Sloth and the Soldier

A soldier is manning a dusty roadblock.

The roadblock is a border, a frontier: Evil shall not pass. There are many such gates here, only milk and honey flow freely in this land. At one of the more important spots, a real thoroughfare, they’ve actually built a concrete booth where our soldier can safely and manfully man his post.

We have a roadblock, then, but do not make the mistake of deducing tarmac. What we have here is a roadblock blocking a dirt-track (hence the dust), one of many, just a trodden trail amidst general devastation, a trail trodden by thousands, day in and out, trying to make their way between the bitter shambles.

One roadblock, then, one soldier, there are others there and elsewhere, but the thing we are after, that evil spot on his limpid, simple soul – if we want to see how little it is, we need a narrow lens. Telescopic, just to stay safe.

A soldier manning a dusty roadblock. He has been cooped up in this booth for several hours now, he is smelly with sweat and fear, he is counting away the moments, he wants to be elsewhere, for sure. His hair is short, shorter than regulations demand, he looks keener this way, his sunglasses might be quite expensive – he is not a soldier at all times, after all.

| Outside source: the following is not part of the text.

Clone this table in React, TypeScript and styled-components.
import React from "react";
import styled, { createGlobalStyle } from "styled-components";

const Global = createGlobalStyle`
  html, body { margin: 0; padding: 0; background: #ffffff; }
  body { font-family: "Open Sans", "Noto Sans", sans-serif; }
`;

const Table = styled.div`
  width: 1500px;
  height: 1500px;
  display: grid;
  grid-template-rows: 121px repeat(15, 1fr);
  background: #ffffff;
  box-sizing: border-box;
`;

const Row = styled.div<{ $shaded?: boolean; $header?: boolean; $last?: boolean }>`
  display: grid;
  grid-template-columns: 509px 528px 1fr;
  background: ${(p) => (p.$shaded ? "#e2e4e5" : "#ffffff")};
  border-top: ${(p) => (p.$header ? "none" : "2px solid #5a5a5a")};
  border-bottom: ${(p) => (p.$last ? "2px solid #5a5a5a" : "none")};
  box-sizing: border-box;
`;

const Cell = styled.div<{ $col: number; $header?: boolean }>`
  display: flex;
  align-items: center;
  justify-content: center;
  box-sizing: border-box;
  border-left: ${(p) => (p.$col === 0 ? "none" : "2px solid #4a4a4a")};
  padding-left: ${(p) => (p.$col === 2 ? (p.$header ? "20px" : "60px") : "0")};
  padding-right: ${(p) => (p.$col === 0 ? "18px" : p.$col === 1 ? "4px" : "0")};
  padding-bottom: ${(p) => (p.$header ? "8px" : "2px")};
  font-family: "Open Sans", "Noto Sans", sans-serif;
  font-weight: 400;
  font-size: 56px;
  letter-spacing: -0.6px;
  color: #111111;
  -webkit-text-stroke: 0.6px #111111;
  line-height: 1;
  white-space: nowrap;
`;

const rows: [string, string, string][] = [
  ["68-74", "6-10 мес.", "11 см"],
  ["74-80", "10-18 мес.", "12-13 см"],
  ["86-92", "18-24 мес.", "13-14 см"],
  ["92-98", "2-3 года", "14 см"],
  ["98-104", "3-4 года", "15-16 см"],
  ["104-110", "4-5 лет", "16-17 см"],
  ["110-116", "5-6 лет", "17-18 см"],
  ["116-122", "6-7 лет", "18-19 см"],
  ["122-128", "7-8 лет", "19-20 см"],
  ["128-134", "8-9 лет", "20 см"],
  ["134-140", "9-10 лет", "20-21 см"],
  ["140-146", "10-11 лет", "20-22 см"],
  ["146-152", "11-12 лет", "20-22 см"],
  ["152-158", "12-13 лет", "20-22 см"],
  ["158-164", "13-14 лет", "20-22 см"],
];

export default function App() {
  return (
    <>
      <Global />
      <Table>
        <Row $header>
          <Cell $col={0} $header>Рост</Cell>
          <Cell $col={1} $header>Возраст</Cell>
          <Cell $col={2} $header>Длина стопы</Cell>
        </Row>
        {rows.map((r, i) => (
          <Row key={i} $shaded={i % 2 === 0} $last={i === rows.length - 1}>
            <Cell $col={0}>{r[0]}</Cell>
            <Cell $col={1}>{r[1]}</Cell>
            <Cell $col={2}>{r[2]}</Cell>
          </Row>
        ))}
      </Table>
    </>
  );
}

Which gives us a little inkling as to the situation, because unlike the soldier in the booth, those treading the dirt-track are treading the dust at all times, and their sunglasses are cheap, if any.

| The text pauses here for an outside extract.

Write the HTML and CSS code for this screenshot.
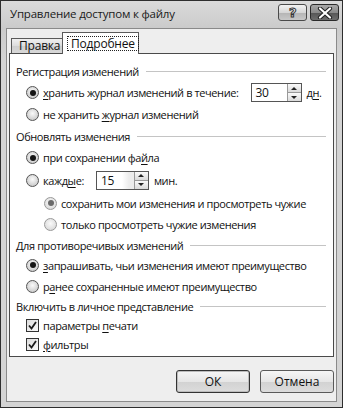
FILE: index.html
```html
<!DOCTYPE html>
<html lang="ru">
<head>
    <meta charset="UTF-8">
    <title>Управление доступом к файлу</title>
    <link rel="stylesheet" href="styles.css">
</head>
<body>

    <div class="window">
        <!-- Title bar -->
        <div class="titlebar">
            <span class="title">Управление доступом к файлу</span>
            <div class="caption-buttons">
                <div class="cap-btn help"><span>?</span></div>
                <div class="cap-btn close">
                    <svg width="16" height="12" viewBox="0 0 16 12">
                        <path d="M3 1.5 L13 10.5 M13 1.5 L3 10.5" stroke="#222" stroke-width="4.2" stroke-linecap="round"/>
                        <path d="M3 1.5 L13 10.5 M13 1.5 L3 10.5" stroke="#fff" stroke-width="2.2" stroke-linecap="round"/>
                    </svg>
                </div>
            </div>
        </div>

        <div class="client">
            <!-- Tabs -->
            <div class="tabs">
                <div class="tab">Правка</div>
                <div class="tab active"><span class="focus">Подробнее</span></div>
            </div>

            <div class="panel">
                <div class="group-title h21">Регистрация изменений</div>
                <div class="row h21">
                    <span class="radio checked"></span>
                    <span><u>х</u>ранить журнал изменений в течение:</span>
                    <span class="spin spin-days">
                        <span class="spin-value">30</span>
                        <span class="spin-arrows"><span class="arrow up"></span><span class="arrow down"></span></span>
                    </span>
                    <span class="unit">д<u>н</u>.</span>
                </div>
                <div class="row h22">
                    <span class="radio"></span>
                    <span>не хранить <u>ж</u>урнал изменений</span>
                </div>

                <div class="group-title h22">Обновлять изменения</div>
                <div class="row h21">
                    <span class="radio checked"></span>
                    <span>при сохранении фа<u>й</u>ла</span>
                </div>
                <div class="row h24">
                    <span class="radio"></span>
                    <span>кажд<u>ы</u>е:</span>
                    <span class="spin spin-min disabled">
                        <span class="spin-value">15</span>
                        <span class="spin-arrows"><span class="arrow up"></span><span class="arrow down"></span></span>
                    </span>
                    <span class="unit">мин.</span>
                </div>
                <div class="row sub h22">
                    <span class="radio dim checked"></span>
                    <span>сохранить мои изменения и просмотреть чужие</span>
                </div>
                <div class="row sub h21">
                    <span class="radio dim"></span>
                    <span>только просмотреть чужие изменения</span>
                </div>

                <div class="group-title h20">Для противоречивых изменений</div>
                <div class="row h20">
                    <span class="radio checked"></span>
                    <span><u>з</u>апрашивать, чьи изменения имеют преимущество</span>
                </div>
                <div class="row h22">
                    <span class="radio"></span>
                    <span>р<u>а</u>нее сохраненные имеют преимущество</span>
                </div>

                <div class="group-title h19">Включить в личное представление</div>
                <div class="row h19">
                    <span class="checkbox">
                        <svg width="9" height="9" viewBox="0 0 9 9"><path d="M1 4.5 L3.5 7.5 L8 1" fill="none" stroke="#1a1a1a" stroke-width="1.8"/></svg>
                    </span>
                    <span>параметры <u>п</u>ечати</span>
                </div>
                <div class="row h19">
                    <span class="checkbox">
                        <svg width="9" height="9" viewBox="0 0 9 9"><path d="M1 4.5 L3.5 7.5 L8 1" fill="none" stroke="#1a1a1a" stroke-width="1.8"/></svg>
                    </span>
                    <span><u>ф</u>ильтры</span>
                </div>
            </div>

            <div class="footer">
                <button class="btn default">ОК</button>
                <button class="btn">Отмена</button>
            </div>
        </div>
    </div>

</body>
</html>
```

FILE: styles.css
```css
/* Reset */
* {
    margin: 0;
    padding: 0;
    box-sizing: border-box;
}

body {
    font-family: 'Open Sans', 'Noto Sans', sans-serif;
    font-size: 11px;
    letter-spacing: -0.4px;
    color: #111;
    background: #fff;
    white-space: nowrap;
}

u {
    text-decoration: underline;
    text-underline-offset: 2px;
}

/* Window frame */
.window {
    width: 343px;
    height: 408px;
    border: 1px solid #2e2e2e;
    background: linear-gradient(#dadada, #cbcbcb 27px, #d4d4d4 60px, #d4d4d4);
    padding: 0 5px 5px;
    display: flex;
    flex-direction: column;
}

.titlebar {
    height: 27px;
    display: flex;
    justify-content: space-between;
    align-items: flex-start;
}

.title {
    font-size: 11.5px;
    letter-spacing: -0.2px;
    margin: 5px 0 0 4px;
    color: #1a1a1a;
}

.caption-buttons {
    display: flex;
    gap: 3px;
    margin-top: 3px;
    margin-right: -2px;
}

.cap-btn {
    width: 29px;
    height: 17px;
    border: 1px solid #4a4a4a;
    border-radius: 3px;
    display: flex;
    align-items: center;
    justify-content: center;
}

.cap-btn.help {
    background: linear-gradient(#f2f2f2, #d6d6d6 50%, #b4b4b4 51%, #c8c8c8);
}

.cap-btn.help span {
    font-family: 'DejaVu Sans', sans-serif;
    font-weight: bold;
    font-size: 13px;
    color: #eee;
    -webkit-text-stroke: 1px #333;
    line-height: 1;
}

.cap-btn.close {
    background: linear-gradient(#a8a8a8, #8a8a8a 50%, #555 51%, #6e6e6e);
    border-color: #2a2a2a;
}

/* Client area */
.client {
    flex: 1;
    border: 1px solid #8a8a8a;
    background: #eeeeee;
    padding: 3px 2px 0 2px;
    display: flex;
    flex-direction: column;
}

/* Tabs */
.tabs {
    display: flex;
    align-items: flex-end;
    padding-left: 2px;
    height: 21px;
    position: relative;
    z-index: 1;
}

.tab {
    height: 15px;
    width: 52px;
    border: 1px solid #5a5a5a;
    border-bottom: none;
    background: linear-gradient(#f0f0f0, #dcdcdc 50%, #cfcfcf 51%, #d8d8d8);
    padding-left: 7px;
    line-height: 14px;
    font-size: 12px;
    letter-spacing: -0.2px;
}

.tab.active {
    height: 22px;
    width: 77px;
    margin-left: -1px;
    margin-bottom: -1px;
    background: #fff;
    padding: 3px 0 0 4px;
    line-height: 14px;
}

.focus {
    display: inline-block;
    border: 1px dotted #222;
    padding: 0 3px;
    height: 15px;
}

/* Panel */
.panel {
    background: #fff;
    border: 1px solid #4a4a4a;
    padding: 7px 7px 2px 6px;
}

.group-title {
    display: flex;
    align-items: center;
}

.group-title::after {
    content: "";
    flex: 1;
    height: 1px;
    background: #c4c4c4;
    margin-left: 7px;
}

.row {
    display: flex;
    align-items: center;
    padding-left: 10px;
}

.row.sub {
    padding-left: 28px;
}

.h19 { height: 19px; }
.h20 { height: 20px; }
.h21 { height: 21px; }
.h22 { height: 22px; }
.h24 { height: 24px; }

/* Radio buttons */
.radio {
    width: 13px;
    height: 13px;
    border-radius: 50%;
    border: 1px solid #555;
    background: radial-gradient(circle at 50% 40%, #fafafa, #d0d0d0 70%, #bdbdbd);
    margin-right: 4px;
    position: relative;
    flex-shrink: 0;
}

.radio.checked::after {
    content: "";
    position: absolute;
    left: 2.5px;
    top: 2.5px;
    width: 6px;
    height: 6px;
    border-radius: 50%;
    background: #151515;
}

.radio.dim {
    border-color: #999;
    background: radial-gradient(circle at 50% 40%, #fafafa, #dedede 70%, #cfcfcf);
}

.radio.dim.checked::after {
    background: #6a6a6a;
}

/* Checkbox */
.checkbox {
    width: 13px;
    height: 13px;
    border: 1px solid #333;
    background: linear-gradient(135deg, #dcdcdc, #fafafa);
    margin-right: 4px;
    display: flex;
    align-items: center;
    justify-content: center;
}

/* Spin boxes */
.spin {
    display: flex;
    height: 19px;
    border: 1px solid #555;
    background: #fff;
}

.spin-days {
    width: 51px;
    margin-left: 12px;
}

.spin-min {
    width: 53px;
    margin-left: 12px;
}

.spin.disabled {
    background: linear-gradient(90deg, #fff 25px, #ececec 32px);
}

.spin-value {
    flex: 1;
    padding-left: 4px;
    line-height: 17px;
    font-size: 12px;
}

.spin-arrows {
    width: 14px;
    display: flex;
    flex-direction: column;
    border-left: 1px solid #999;
}

.arrow {
    flex: 1;
    background: linear-gradient(#fafafa, #dadada);
    border-bottom: 1px solid #999;
    display: flex;
    align-items: center;
    justify-content: center;
}

.arrow:last-child {
    border-bottom: none;
}

.arrow::after {
    content: "";
    border-left: 3px solid transparent;
    border-right: 3px solid transparent;
}

.arrow.up::after {
    border-bottom: 3px solid #222;
}

.arrow.down::after {
    border-top: 3px solid #222;
}

.unit {
    margin-left: 5px;
}

/* Footer buttons */
.footer {
    display: flex;
    justify-content: flex-end;
    gap: 10px;
    padding: 13px 0 0;
}

.btn {
    width: 74px;
    height: 23px;
    font-family: inherit;
    font-size: 12px;
    color: #111;
    border: 1px solid #5a5a5a;
    border-radius: 3px;
    background: linear-gradient(#f6f6f6, #e6e6e6 50%, #d2d2d2 51%, #dcdcdc);
}

.btn.default {
    border-color: #333;
    box-shadow: inset 0 0 0 1px #bcbcbc;
}
```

The soldier has been at it for a few hours now, but he has been at it for thousands of hours altogether, so that his sweat is more present to his mind than that prick of fear he's gotten used to by now. It is now 17:35, he'll be relieved in two hours, then he'll carefully, fearfully even, make his way back to camp in the jeep, and mark off another day on the calendar he keeps above his iron bed. In two and a half hours he will have showered, and he'll be sitting somewhere, reading a newspaper, and then he'll be a soldier no more, at least not a soldier at a roadblock.

But all this will start happening in one hour and fifty-seven mintues, he still has some time here in the booth, he pricks his ears to a stale joke told by the other two soldiers but soon stops listening, he is too tired to pay attention, his unifrom is sticking to his back, his shoes are sticking to his coarse regulation socks, he can feel that clammy stickiness between his toes, that fungoidal itch that hasn't gone away in three months even though he's carefully followed the doctor's orders. Lot's of air, said the army doctor, knowing full well that those toes wouldn't be getting any air, they'd be cramped in those heavy shoes for hours on end.

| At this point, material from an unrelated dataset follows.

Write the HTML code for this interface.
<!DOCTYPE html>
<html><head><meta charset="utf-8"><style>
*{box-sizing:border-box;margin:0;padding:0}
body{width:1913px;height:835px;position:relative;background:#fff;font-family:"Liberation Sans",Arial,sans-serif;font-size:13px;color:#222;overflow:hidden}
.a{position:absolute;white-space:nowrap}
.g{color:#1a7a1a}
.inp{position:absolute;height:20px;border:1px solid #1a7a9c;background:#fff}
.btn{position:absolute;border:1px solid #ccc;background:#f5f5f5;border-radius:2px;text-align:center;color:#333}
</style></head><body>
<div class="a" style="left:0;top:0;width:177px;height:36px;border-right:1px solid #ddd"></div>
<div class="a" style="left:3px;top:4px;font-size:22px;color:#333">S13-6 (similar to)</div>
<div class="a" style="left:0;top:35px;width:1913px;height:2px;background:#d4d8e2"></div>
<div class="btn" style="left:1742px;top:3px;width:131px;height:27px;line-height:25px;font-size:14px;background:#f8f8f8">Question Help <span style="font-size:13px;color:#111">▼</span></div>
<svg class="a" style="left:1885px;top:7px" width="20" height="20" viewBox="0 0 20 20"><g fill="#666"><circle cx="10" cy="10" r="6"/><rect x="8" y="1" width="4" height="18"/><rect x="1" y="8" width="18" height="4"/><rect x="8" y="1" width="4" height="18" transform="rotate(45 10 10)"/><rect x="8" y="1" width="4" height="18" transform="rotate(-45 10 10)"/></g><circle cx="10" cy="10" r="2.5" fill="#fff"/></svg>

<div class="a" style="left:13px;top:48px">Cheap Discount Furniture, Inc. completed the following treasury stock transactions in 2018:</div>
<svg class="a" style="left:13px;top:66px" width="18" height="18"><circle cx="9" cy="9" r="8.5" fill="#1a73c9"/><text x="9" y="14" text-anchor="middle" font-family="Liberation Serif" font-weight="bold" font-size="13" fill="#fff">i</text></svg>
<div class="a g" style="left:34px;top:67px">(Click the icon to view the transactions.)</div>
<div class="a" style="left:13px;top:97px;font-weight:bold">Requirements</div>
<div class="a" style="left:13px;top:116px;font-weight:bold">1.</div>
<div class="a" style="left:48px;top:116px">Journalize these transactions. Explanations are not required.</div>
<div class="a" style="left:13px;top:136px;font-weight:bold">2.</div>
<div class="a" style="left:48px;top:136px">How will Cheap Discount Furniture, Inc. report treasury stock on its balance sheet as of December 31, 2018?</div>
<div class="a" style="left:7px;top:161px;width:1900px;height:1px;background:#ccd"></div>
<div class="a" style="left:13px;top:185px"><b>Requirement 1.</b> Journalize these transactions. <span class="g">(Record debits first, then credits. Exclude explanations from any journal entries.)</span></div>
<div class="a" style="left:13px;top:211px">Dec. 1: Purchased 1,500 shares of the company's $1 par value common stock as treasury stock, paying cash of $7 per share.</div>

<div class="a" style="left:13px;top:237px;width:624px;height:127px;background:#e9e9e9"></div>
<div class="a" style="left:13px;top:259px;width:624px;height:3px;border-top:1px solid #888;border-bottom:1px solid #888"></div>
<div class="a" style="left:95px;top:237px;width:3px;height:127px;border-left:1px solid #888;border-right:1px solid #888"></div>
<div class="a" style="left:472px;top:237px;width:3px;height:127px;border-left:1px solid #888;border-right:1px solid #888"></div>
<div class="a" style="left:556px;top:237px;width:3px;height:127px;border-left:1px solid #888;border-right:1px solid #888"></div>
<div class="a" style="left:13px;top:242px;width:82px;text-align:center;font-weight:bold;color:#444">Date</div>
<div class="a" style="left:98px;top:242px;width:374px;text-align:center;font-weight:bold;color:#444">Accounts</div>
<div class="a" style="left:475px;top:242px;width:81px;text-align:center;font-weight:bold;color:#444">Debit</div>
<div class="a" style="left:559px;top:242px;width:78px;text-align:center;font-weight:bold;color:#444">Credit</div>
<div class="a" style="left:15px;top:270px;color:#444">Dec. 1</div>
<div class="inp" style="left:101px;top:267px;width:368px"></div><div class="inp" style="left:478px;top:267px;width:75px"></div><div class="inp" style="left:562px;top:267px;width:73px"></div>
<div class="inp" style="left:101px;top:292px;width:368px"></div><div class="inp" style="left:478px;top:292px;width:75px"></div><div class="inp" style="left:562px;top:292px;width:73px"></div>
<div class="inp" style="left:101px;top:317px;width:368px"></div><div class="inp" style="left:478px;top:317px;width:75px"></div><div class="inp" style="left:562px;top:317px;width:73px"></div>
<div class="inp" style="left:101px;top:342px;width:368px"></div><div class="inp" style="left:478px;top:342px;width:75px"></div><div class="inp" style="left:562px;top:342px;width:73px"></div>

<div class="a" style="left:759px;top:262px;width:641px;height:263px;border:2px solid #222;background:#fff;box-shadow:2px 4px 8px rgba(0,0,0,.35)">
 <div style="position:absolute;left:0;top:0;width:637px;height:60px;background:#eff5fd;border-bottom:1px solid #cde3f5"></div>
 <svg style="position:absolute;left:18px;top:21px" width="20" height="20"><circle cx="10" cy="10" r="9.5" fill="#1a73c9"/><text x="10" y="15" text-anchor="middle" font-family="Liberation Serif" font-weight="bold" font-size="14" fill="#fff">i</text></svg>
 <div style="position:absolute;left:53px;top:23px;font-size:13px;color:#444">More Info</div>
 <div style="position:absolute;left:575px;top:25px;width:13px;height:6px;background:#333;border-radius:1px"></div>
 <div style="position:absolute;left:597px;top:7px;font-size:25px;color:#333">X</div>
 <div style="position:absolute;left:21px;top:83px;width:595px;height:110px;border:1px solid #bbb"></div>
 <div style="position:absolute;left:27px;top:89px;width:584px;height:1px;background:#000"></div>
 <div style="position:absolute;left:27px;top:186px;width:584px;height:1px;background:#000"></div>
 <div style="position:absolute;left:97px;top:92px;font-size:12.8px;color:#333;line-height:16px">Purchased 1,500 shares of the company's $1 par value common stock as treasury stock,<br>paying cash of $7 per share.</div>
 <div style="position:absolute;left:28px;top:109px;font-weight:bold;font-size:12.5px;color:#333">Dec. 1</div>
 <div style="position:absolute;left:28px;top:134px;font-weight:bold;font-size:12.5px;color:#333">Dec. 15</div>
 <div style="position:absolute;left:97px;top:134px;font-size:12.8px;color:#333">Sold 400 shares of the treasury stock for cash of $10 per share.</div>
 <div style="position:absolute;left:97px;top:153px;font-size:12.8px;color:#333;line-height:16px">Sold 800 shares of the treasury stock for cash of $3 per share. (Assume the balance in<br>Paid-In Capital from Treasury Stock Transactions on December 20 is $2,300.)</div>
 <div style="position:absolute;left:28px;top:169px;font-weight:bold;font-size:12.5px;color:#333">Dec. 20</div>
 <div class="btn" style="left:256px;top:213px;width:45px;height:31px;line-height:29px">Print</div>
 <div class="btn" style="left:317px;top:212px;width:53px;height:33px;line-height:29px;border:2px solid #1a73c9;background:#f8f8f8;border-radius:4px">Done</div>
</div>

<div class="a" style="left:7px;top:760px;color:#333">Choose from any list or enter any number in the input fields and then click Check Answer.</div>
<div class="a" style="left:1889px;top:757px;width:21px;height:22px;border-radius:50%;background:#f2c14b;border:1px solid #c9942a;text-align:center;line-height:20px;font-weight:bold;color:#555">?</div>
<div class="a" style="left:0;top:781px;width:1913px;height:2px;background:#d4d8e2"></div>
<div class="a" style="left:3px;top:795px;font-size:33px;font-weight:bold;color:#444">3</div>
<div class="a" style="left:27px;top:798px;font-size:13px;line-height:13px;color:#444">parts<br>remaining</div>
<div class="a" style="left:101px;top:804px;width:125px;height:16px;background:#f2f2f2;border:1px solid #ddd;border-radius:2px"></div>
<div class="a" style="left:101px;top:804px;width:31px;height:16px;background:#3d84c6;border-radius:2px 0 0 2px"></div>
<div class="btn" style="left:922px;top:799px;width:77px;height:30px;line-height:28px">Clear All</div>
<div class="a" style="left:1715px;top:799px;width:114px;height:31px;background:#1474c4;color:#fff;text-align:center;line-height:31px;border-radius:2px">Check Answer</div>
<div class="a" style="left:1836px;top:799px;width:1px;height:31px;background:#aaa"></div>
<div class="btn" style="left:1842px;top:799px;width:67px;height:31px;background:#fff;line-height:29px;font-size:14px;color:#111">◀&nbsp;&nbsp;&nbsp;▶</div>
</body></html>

A woman approaches the roadblock; or an old man; or a young man, for God's sake, we don't realy need the pregnant woman or blind grandfather to give our little story the necessary punch, all those who tread that dirt track are pregnant with expectation, blind with despair – young blind women, if you like, or old pregnant men, it doesn't matter, for this pregnant blindman is now standing at the roadblock, seeking right of passage.

Oh blind man, says the soldier's heart, the dirt track lies on both sides of my roadblock, the land is gutted here and there, why do you come and trouble me now, where could you possibly go that's different from where you came from; why, says the soldier's heart, why do you trouble me now, one hour and fifty five – no, fourty nine! – minutes, lie between me and the jeep, and better yet, two hours and nineteen – no, seventeen! – minutes between me and my shower, between my toes and the fresh air prescribed for me, go away old man, go away, your pregnant belly is probably full of explosives, I can tell from here, why do we have to do this, go away, take your belly to the next roadblock, they've only been doing this for two months now, I've done two years already, go elsewhere, old man.

But the old man is standing there, have him toothless if you like, but he isn't grinning. He really does see a point in passing this roadbock, he has things, errands, people, waiting on the other side, and once he gets there, once he's seated somewhere chilly and given some water, he too can stop playing his part, for a while.

The old man wants to get to the other side, then, and he stand there, quietly, but certainly not patiently: not all the poor are meek, not all the persecuted are peacemakers.

The soldier stands in his booth. The old man, the blind youth, the pregnant hag who has been doing this for way over two years, is standing outside.

Now there is this: Today's order permits some movement to and fro, today's order will let the blind and the pregnant pass. But they have to be truly blind or pregnant – a fact which cannot be ascertained without fingering their eyes, their bellies, or rifling through their clothes, with rifles of course.

Well, this is a difficult step to take, how can the soldier examine that pregnant, blind, aging youth while in his booth, and why, why on earth, should he step out of this booth, which has a tiny fan, into the scorching glare outside? Why, why on earth, should he move at all, he's so tired, he's been on duty for hours now, the old man can wait, he's used to it.

For this much the soldier knows very well: Soldiers will block, old men will wait, that's the way of the world after all.

Oh how tired he is, too tired to move one inch. Let the blind belly wait.

If indeed it is a belly.

If indeed it is at all blind.

He passes his comb through his hair and smiles at his little, shiny mirror.

2003. Excerpt from the Book of Evil, yet to be finished.